Tiempo de lectura: 3 min.

En el ya lejano 1978 se reeditaba El movimiento V.P., novela del sevillano maestro de vanguardias y amigo de Borges, Rafael Cansinos Asséns. La edición estaba a cargo de Juan Manuel Bonet, que en el prólogo de la obra hacía gala de su talento interpretativo: Cansinos era pretexto para hablar de una época de la que el crítico aparecía literalmente enamorado y que daba muestras de conocer como pocos. En aquellas treinta densas páginas en romanos está el germen de este Diccionario de las Vanguardias en España (1907-1936): a comienzos de los 80 conocí a Juan Manuel Bonet y pude constatar el indesmayable apasionamiento por el mundo literario y artístico en sus conferencias y artículos. Con idéntico entusiasmo se ha embarcado en la dirección del Institut Valencià d’Art Modern (IVAM).

Del concepto de Vanguardia hoy tenemos dos nociones distintas. La primera, de signo académico, escolar, y de sentido diacrónico, fue acuñada por Guillermo de Torre en su Literaturas europeas de Vanguardia (1925): evoca el origen del término como marchamo de una serie de movimientos literarios y artísticos surgidos entre las dos Guerras Mundiales -la bélica referencia «vanguardia» no era casual- para designar las avanzadillas artísticas, las posturas iconoclastas presuntamente incómodas para el público burgués. Conviene recordar que la otra cara del concepto tiene entidad sincrónica, aparece de forma esporádica en la literatura y adquiere connotaciones negativas entre quienes prefieren el clasicismo o el academicismo artístico. Hacer literatura de Vanguardia en nuestros días es gozar de cierta amnesia histórica que permite concebir formas de escritura centrípetas, mostrando con talante romántico los festivos territorios del yo, exhibiendo un adanismo que limita al norte con la frialdad conceptual del Barroco y la ciega fe en la técnica; al sur con la desmesura verbal y el humorismo; al este con composiciones de mucha meditación, como el haiku, al oeste con la experiencia cibernética, la reposición de la escritura automática y las manifestaciones del realismo sucio. Aunque deudora del dejá vu, episódica y residual de la primera, a esta neovanguardia no convendría perderla de vista.

El diccionario de Bonet es fruto de una penetrante mirada a una época cultural esplendorosa: los treinta primeros años del siglo, coincidentes con lo que José Carlos Mainer ha llamado «Edad de Plata». Pero en sus miles de pacientes entradas el diccionario tiene un afán totalizador que traspasa con mucho las fechas en principio propuestas. El vitalismo y la experimentación innovadores están destinados en ocasiones a ser solo una etapa en la trayectoria de un autor, una parte de sus obras.

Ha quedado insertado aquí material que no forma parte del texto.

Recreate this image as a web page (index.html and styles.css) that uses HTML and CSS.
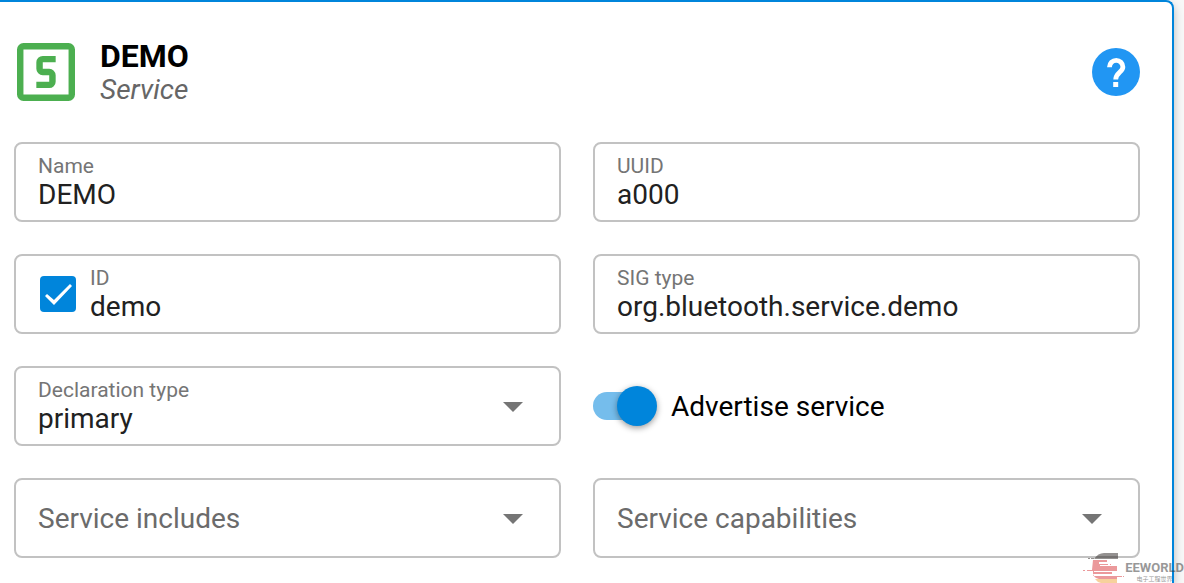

Por ello, con frecuencia, tras dejar constancia del primer romance con la vieja dama Porvenirista, Bonet completa el ciclo creativo del reseñado proporcionando referencias bio-bibliográficas que llegan hasta hoy, de forma que su investigación no solo queda acotada sino holgadamente agotada. La abundante información tiene rigor y amenidad, alterna la anécdota y el dato preciso con incontables referencias a peripecias vitales y acontecimientos vividos, trascendidos por la voluntad creadora del momento y el destino artístico de sus protagonistas. Se han rescatado innumerables aspectos, muchos inéditos, de los «ismos» -la densa nómina de personas consultadas da fe de unas fuentes no siempre librescas- y, lo que es más de agradecer, se han relacionado entre sí. Del ingente campo estudiado -literatura, cine, teatro, pintura, escultura, arquitectura, medios gráficos, periodismo- Bonet dispone las piezas con la delicada curiosidad de un coleccionista.

Abrir las páginas de este diccionario es recordar, más allá de la simple función de vivienda, la dimensión artística de viejos edificios y asistir al cambio del panorama urbano en las grandes ciudades españolas; oír el rumor de las modernas tertulias en que se cocinaron centenares de obras; acercarse a las discusiones de los despachos y las redacciones donde fueron proyectados manifiestos y revistas; visitar innumerables galerías de arte, museos magníficos. Semejante voluntad visual anima el exquisito trabajo de Alfonso Meléndez y Andrés Trapiello, encargados de la edición, en la selección y combinación de los tipos, la elegancia de los materiales y la belleza de las ilustraciones.

Zoco de ideas, prodigioso cinerama de las costumbres y la sensibilidad de una época que aún palpita, historia de sus mejores hombres, de sus más apasionantes figuras, brillante archivo de la memoria artística, ¿qué mejor forma de despedir el siglo que leer este diccionario como las páginas de una estimulante aventura?